Older new coders are willing to take a pay cut when transitioning to a job where they advertise their new coding skills. Younger new coders intend to increase their earning potential by capitalizing on demand for coding.

Weekly hours dedicated to learning doesn’t differ much across genders and citizenships by continent. Next expected salary does, however. Most people aren’t replacing the traditional college/university route with full-time online education…yet. Those that are expect higher salaries.

Gender and continent distributions across job roles of interest vary. Females appear drawn to user experience design. Asians, South Americans, and Africans appear drawn to mobile development. School degree obtained does not vary much by discipline overall, though data science/engineering and mobile development stick out as the most and least seasoned in terms of education, respectively.
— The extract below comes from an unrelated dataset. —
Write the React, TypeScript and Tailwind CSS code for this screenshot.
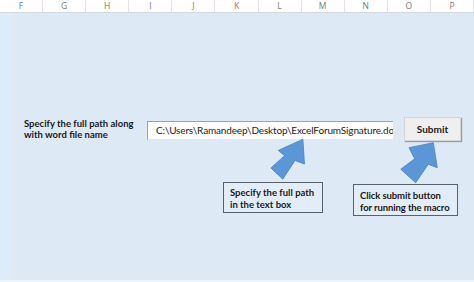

Developing data/scientists have the highest current salaries, expect the highest next salaries, and have the most programming experience. Front-end developers are the oldest. Full-stack developers dedicate the most amount of time to learning per week.

Mobile developers are the youngest and have the lowest current salaries. Front-end developers are the least experienced coders and expect the lowest next salaries. UX designers spend the least amount of hours learning weekly.

The gender and racial wage gaps do not present themselves in this dataset. Perhaps new coders aren’t reflective of the working population in general.

Reflection

The successes of this exploration are largely due to the detailed design of the Free Code Camp survey.

The main struggle I encountered in this exploration was the lack of a main feature of interest, like the diamond dataset’s price variable. It would be awesome if we could survey the same respondents in a decade or so. We could combine career earnings and career satisfaction with the 2016 survey’s results to build a predictive model to estimate career success.

These are the people who are learning data science and engineering. It is clear that free, self-paced learning resources are important.